The ten leading stories in last Friday’s online Express related to Jehue Gordon’s golden performance at the IAAF World Championships in Moscow. While that was a welcome respite from the daily fare of murder and mayhem, it told a sad story of just how starved this country is for good news.
It’s not that the young hurdler did not deserve the praises heaped on him from all quarters. But for his performance to dominate the news the way it did—and I’m referring to all the local media—is an indictment against this society, trapped as we are in a vortex of “bad news” that’s killing us slowly but surely.
During the week in which Jehue never took his focus off that last hurdle in Thursday’s final run, his cussed homeland was rent asunder by multiple murders of persons his age, some younger. Crime plan after crime plan has yielded little more than brief respites from the bloodletting. As if the young and ruthless are not doing a good enough job of ripping out the innards of the society, our politicians greedily feast off its decaying carcass, destroying the soul of the nation.
Indeed, it was during Gordon’s 47-seconds-run that the Prime Minister and an entourage were visiting the killing fields of Duncan Street, a tiny commune where, police say, 138 young people have been murdered over the past four years. For sure, there is no chance of that district growing over-populated. Adjacent is Nelson Street, little different in its crime complexion. And in the surrounding slums, hills and alley-ways, from Laventille through Morvant, hundreds more die violently, day after day, year after year.
There seems to be no end in sight to the crime spiral. Yet, the police and politicians tell us “serious crime is under control”. They reel off statistics that bear no relevance to what we see and feel on the ground. Singing Sandra’s “Missing Generation” has morphed into the plural. If we save 30 per cent of the under-30s from death, delinquency and destitution through education or sports, we can count that as an achievement.
Which is why, I suppose, Gordon’s golden run means so much to so many. It is comparable to what Keshorn Walcott and his fellow Olympians did for our flagging morale on the eve of the 50th anniversary of Independence last August. The nexus between Walcott and Gordon is uncanny: they are both the youngest competitors in their respective events, the javelin and the hurdles, which are also nontraditional for this country’s athletes.
Let me put Gordon’s achievement in perspective. He had prepared well for this race, the only concern being an injury he referred to after he won in 48 seconds flat at the Monaco Diamond League meet, two weeks before the Worlds. Earlier, he had raced well at home, a sign of things to come. In Moscow, he won each round with seeming ease, getting better every time.

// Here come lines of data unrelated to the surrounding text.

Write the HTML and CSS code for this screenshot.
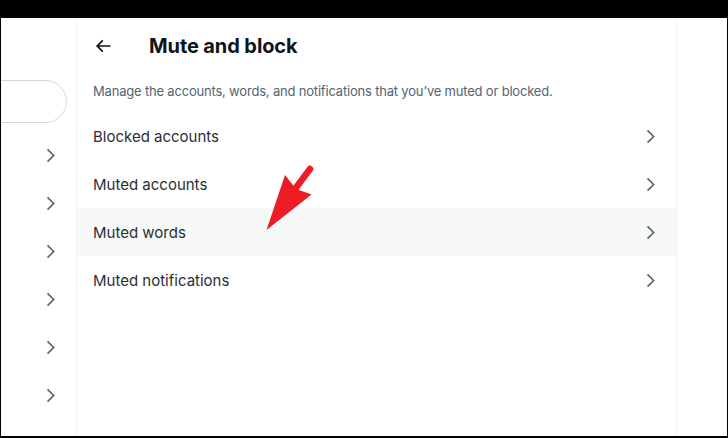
FILE: index.html
```html
<!DOCTYPE html>
<html lang="en" dir="ltr">

<head>
  <meta charset="utf-8">
  <meta name="viewport" content="width=device-width, initial-scale=1.0">
  <title>Mute and block</title>

  <link rel="stylesheet" href="styles.css">
</head>

<body>
  <div class="frame">

    <div class="side">
      <div class="search"></div>
      <div class="side-row"><svg class="chev" viewBox="0 0 24 24"><path d="M14.586 12L7.543 4.96l1.414-1.42L17.414 12l-8.457 8.46-1.414-1.42L14.586 12z"/></svg></div>
      <div class="side-row"><svg class="chev" viewBox="0 0 24 24"><path d="M14.586 12L7.543 4.96l1.414-1.42L17.414 12l-8.457 8.46-1.414-1.42L14.586 12z"/></svg></div>
      <div class="side-row"><svg class="chev" viewBox="0 0 24 24"><path d="M14.586 12L7.543 4.96l1.414-1.42L17.414 12l-8.457 8.46-1.414-1.42L14.586 12z"/></svg></div>
      <div class="side-row"><svg class="chev" viewBox="0 0 24 24"><path d="M14.586 12L7.543 4.96l1.414-1.42L17.414 12l-8.457 8.46-1.414-1.42L14.586 12z"/></svg></div>
      <div class="side-row"><svg class="chev" viewBox="0 0 24 24"><path d="M14.586 12L7.543 4.96l1.414-1.42L17.414 12l-8.457 8.46-1.414-1.42L14.586 12z"/></svg></div>
      <div class="side-row"><svg class="chev" viewBox="0 0 24 24"><path d="M14.586 12L7.543 4.96l1.414-1.42L17.414 12l-8.457 8.46-1.414-1.42L14.586 12z"/></svg></div>
    </div>

    <div class="main">
      <div class="header">
        <div class="back">
          <svg class="arrow" viewBox="0 0 24 24"><path d="M7.414 13l5.043 5.04-1.414 1.42L3.586 12l7.457-7.46 1.414 1.42L7.414 11H21v2H7.414z"/></svg>
        </div>
        <h2>Mute and block</h2>
      </div>

      <p class="intro">Manage the accounts, words, and notifications that you’ve muted or blocked.</p>

      <div class="row">
        <span>Blocked accounts</span>
        <svg class="chev" viewBox="0 0 24 24"><path d="M14.586 12L7.543 4.96l1.414-1.42L17.414 12l-8.457 8.46-1.414-1.42L14.586 12z"/></svg>
      </div>
      <div class="row">
        <span>Muted accounts</span>
        <svg class="chev" viewBox="0 0 24 24"><path d="M14.586 12L7.543 4.96l1.414-1.42L17.414 12l-8.457 8.46-1.414-1.42L14.586 12z"/></svg>
      </div>
      <div class="row hover">
        <span>Muted words</span>
        <svg class="chev" viewBox="0 0 24 24"><path d="M14.586 12L7.543 4.96l1.414-1.42L17.414 12l-8.457 8.46-1.414-1.42L14.586 12z"/></svg>
      </div>
      <div class="row">
        <span>Muted notifications</span>
        <svg class="chev" viewBox="0 0 24 24"><path d="M14.586 12L7.543 4.96l1.414-1.42L17.414 12l-8.457 8.46-1.414-1.42L14.586 12z"/></svg>
      </div>
    </div>

    <div class="aside"></div>
  </div>

  <!-- red annotation arrow -->
  <svg class="pointer" viewBox="0 0 728 438">
    <line x1="310" y1="169" x2="295" y2="189" stroke="#ee1c25" stroke-width="6.5" stroke-linecap="round"/>
    <polygon points="266.5,230 285,175 296,189 311.5,194.5" fill="#ee1c25"/>
  </svg>
</body>

</html>
```

FILE: styles.css
```css
* {
  box-sizing: border-box;
}

body {
  margin: 0;
  height: 438px;
  background: black;
  font-family: Inter, "Noto Sans", Arial, sans-serif;
  color: #0f1419;
  overflow: hidden;
}

.frame {
  display: flex;
  height: 418px;
  margin: 18px 1px 0 1px;
  background: #fff;
}

.side {
  width: 76px;
  flex-shrink: 0;
  border-right: 1px solid #eff3f4;
  overflow: hidden;
  padding-top: 62px;
}

.search {
  width: 166px;
  height: 43px;
  margin-left: -100px;
  border: 1px solid #cfd9de;
  border-radius: 22px;
  margin-bottom: 8px;
}

.side-row {
  height: 48px;
  display: flex;
  align-items: center;
  padding-left: 40px;
}

.chev {
  width: 19px;
  height: 19px;
  fill: #536471;
}

.main {
  width: 600px;
  flex-shrink: 0;
  border-right: 1px solid #eff3f4;
}

.aside {
  flex: 1;
}

.header {
  height: 56px;
  display: flex;
  align-items: center;
  padding: 0 16px;
}

.back {
  width: 56px;
  display: flex;
  align-items: center;
}

.arrow {
  width: 20px;
  height: 20px;
  fill: #0f1419;
}

.header h2 {
  margin: 0;
  font-size: 20px;
  font-weight: 700;
  letter-spacing: -0.1px;
}

.intro {
  margin: 0;
  padding: 9px 16px 13px 16px;
  font-size: 13px;
  line-height: 16px;
  letter-spacing: -0.19px;
  color: #536471;
}

.row {
  height: 48px;
  display: flex;
  align-items: center;
  justify-content: space-between;
  padding: 0 16px;
  font-size: 15px;
  color: #2a2f33;
}

.row.hover {
  background: #f7f9f9;
}

.pointer {
  position: absolute;
  left: 0;
  top: 0;
  width: 728px;
  height: 438px;
  pointer-events: none;
}
```
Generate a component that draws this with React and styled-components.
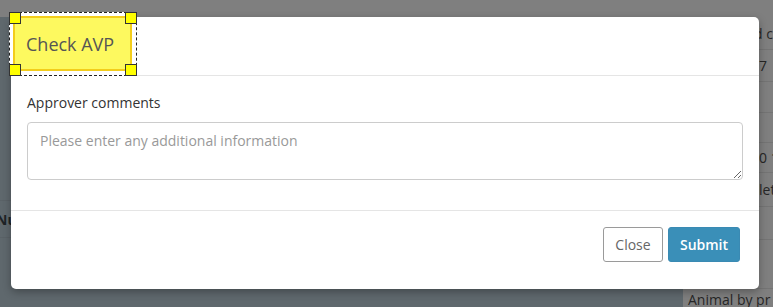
import React from "react";
import styled, { createGlobalStyle } from "styled-components";

const GlobalStyle = createGlobalStyle`
  html, body {
    margin: 0;
    padding: 0;
    background: #7f7f7f;
  }
  body {
    font-family: "Open Sans", "Noto Sans", sans-serif;
    font-size: 14px;
    color: #333;
  }
  * {
    box-sizing: border-box;
  }
`;

const Stage = styled.div`
  display: grid;
  width: 773px;
  height: 307px;
  overflow: hidden;
`;

// dimmed page behind the modal
const Backdrop = styled.div`
  grid-area: 1 / 1;
  display: grid;
  grid-template-rows: 17px 1fr;
  grid-template-columns: 683px 1fr;
`;

const TopBand = styled.div`
  grid-column: 1 / 3;
  background: #7f7f7f;
`;

const SidePane = styled.div`
  background: #5f686d;
  display: flex;
  flex-direction: column;
  padding-top: 183px;
`;

const SideRow = styled.div`
  height: 38px;
  border-top: 1px solid #5a6267;
  border-bottom: 1px solid #5a6267;
  display: flex;
  align-items: center;
  font-weight: 700;
  color: #1e2326;
  margin-left: -4px;
`;

const TableColumn = styled.div`
  background: #7f7f7f;
  display: flex;
  flex-direction: column;
`;

const Cell = styled.div`
  height: ${(p) => p.$h}px;
  flex-shrink: 0;
  border-bottom: 1px solid #747474;
  display: flex;
  align-items: center;
  padding-left: ${(p) => p.$indent}px;
  white-space: nowrap;
  color: #262626;
`;

const Dialog = styled.div`
  grid-area: 1 / 1;
  align-self: start;
  justify-self: start;
  margin: 17px 0 0 11px;
  width: 748px;
  height: 272px;
  background: #fff;
  border-radius: 5px;
  box-shadow: 0 3px 9px rgba(0, 0, 0, 0.3);
  display: flex;
  flex-direction: column;
`;

const Header = styled.div`
  height: 59px;
  flex-shrink: 0;
  border-bottom: 1px solid #e5e5e5;
  display: flex;
  align-items: flex-start;
`;

const SelectionFrame = styled.div`
  position: relative;
  margin: -5px 0 0 -2px;
  width: 128px;
  height: 64px;
  padding: 3px 4px 4px 3px;
  background: #fff;
  border: 1px dashed #222;
`;

const Handle = styled.span`
  position: absolute;
  width: 12px;
  height: 12px;
  background: #ffff00;
  border: 1px solid #333;
  ${(p) => (p.$top ? "top: -1px;" : "bottom: -1px;")}
  ${(p) => (p.$left ? "left: -1px;" : "right: -1px;")}
`;

const Title = styled.h4`
  margin: 0;
  height: 100%;
  background: #fdf95f;
  border: 2px solid #f3cd1a;
  display: flex;
  align-items: center;
  padding-left: 11px;
  font-size: 18px;
  font-weight: 400;
  color: #555;
`;

const Body = styled.div`
  flex: 1;
  padding: 17px 16px 29px;
  display: flex;
  flex-direction: column;
`;

const Label = styled.label`
  font-size: 14px;
  line-height: 20px;
  color: #333;
  margin-bottom: 9px;
`;

const TextArea = styled.textarea`
  width: 100%;
  height: 58px;
  padding: 8px 12px;
  border: 1px solid #ccc;
  border-radius: 4px;
  font-family: inherit;
  font-size: 14px;
  line-height: 20px;
  color: #555;
  resize: vertical;
  outline: none;

  &::placeholder {
    color: #999;
  }
`;

const Footer = styled.div`
  height: 79px;
  flex-shrink: 0;
  border-top: 1px solid #e5e5e5;
  display: flex;
  justify-content: flex-end;
  align-items: flex-start;
  gap: 5px;
  padding: 16px 19px 0 0;
`;

const Button = styled.button`
  height: 35px;
  width: ${(p) => (p.$primary ? 72 : 60)}px;
  padding: 0;
  border-radius: 3px;
  font-family: inherit;
  font-size: 14px;
  font-weight: ${(p) => (p.$primary ? 600 : 400)};
  cursor: pointer;
  border: 1px solid ${(p) => (p.$primary ? "#3a8ab3" : "#9a9a9a")};
  background: ${(p) => (p.$primary ? "#3a8fb8" : "#fff")};
  color: ${(p) => (p.$primary ? "#fff" : "#666")};
`;

const rows = [
  { h: 33, text: "d c", indent: 71 },
  { h: 32, text: "7", indent: 76 },
  { h: 31, text: "", indent: 0 },
  { h: 30, text: "", indent: 0 },
  { h: 30, text: "0 1", indent: 76 },
  { h: 34, text: "let", indent: 76 },
  { h: 33, text: "", indent: 0 },
  { h: 49, text: "", indent: 0 },
  { h: 22, text: "Animal by pr", indent: 5 },
];

export default function App() {
  return (
    <>
      <GlobalStyle />
      <Stage>
        <Backdrop>
          <TopBand />
          <SidePane>
            <SideRow>Nu</SideRow>
          </SidePane>
          <TableColumn>
            {rows.map((r, i) => (
              <Cell key={i} $h={r.h} $indent={r.indent}>
                {r.text}
              </Cell>
            ))}
          </TableColumn>
        </Backdrop>

        <Dialog>
          <Header>
            <SelectionFrame>
              <Title>Check AVP</Title>
              <Handle $top $left />
              <Handle $top />
              <Handle $left />
              <Handle />
            </SelectionFrame>
          </Header>
          <Body>
            <Label>Approver comments</Label>
            <TextArea placeholder="Please enter any additional information" />
          </Body>
          <Footer>
            <Button>Close</Button>
            <Button $primary>Submit</Button>
          </Footer>
        </Dialog>
      </Stage>
    </>
  );
}
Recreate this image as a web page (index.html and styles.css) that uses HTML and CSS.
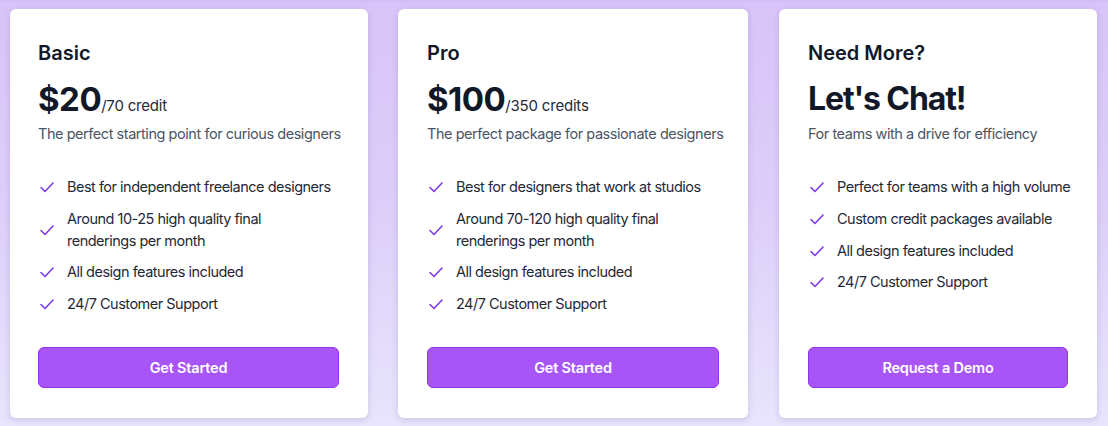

In the final, though, he faced a formidable field. The experienced Michael Tinsley (29 years old) had run faster than 48 seconds twice this season, and held the leading time, making him favourite. Tinsley also won silver in London last year.
At 36, Felix Sanchez, a multiple champion, proved his durability in London last year when he “stole gold” from his younger rivals. Sanchez, whose best time is 47.49, won his first gold at the Worlds in 2001, when Jehue was age ten! He also won Olympic gold in Athens 2004. Javier Culson (29), though not close to his world-leading times of last year, has a personal best of 47.72 and a string of successes in Diamond League meets.
Trinidad-born Kerron Clement (28), with a best time of 47.24 (2005), was world champion in 2007 and 2009, and a silver medalist in Beijing. And Emir Bekrik, Omar Cisneros and Mamadou Hanne registered their form, if not class, before Moscow.
With a star-studded field like that, Gordon had to run the perfect race to win. That he did. He gained ground at every hurdle, and powered past the fast-finishing Tinsley when it mattered most—at the line. His heroics gave this country its only gold medal at the Worlds.
For those who follow athletics closely, Gordon’s golden run was not surprising. What makes the victory sweeter is that he is a 100 per cent local product, much like Walcott. His coaches, the venerable Olympian Edwin Skinner and Ian Hypolite, must be credited for the work they have done.
Now that he is on the cusp of greatness, I hope that the politicians do not derail his focus with parades, awards, rewards, and maybe a cameo platform appearance. Make the champion happy with a decent home, adequate funding for training and his final year at UWI, and maybe an award (not the highest—leave room for bigger achievements). Promote him as an exemplar to the misfits who see crime as their only way of life.
But please, whatever you do, don’t sacrifice the boy’s bright future on the altar of political expediency. Gordon’s journey to glory has only just begun. Let it not end on the barren wasteland that is politics in Trinidad and Tobago.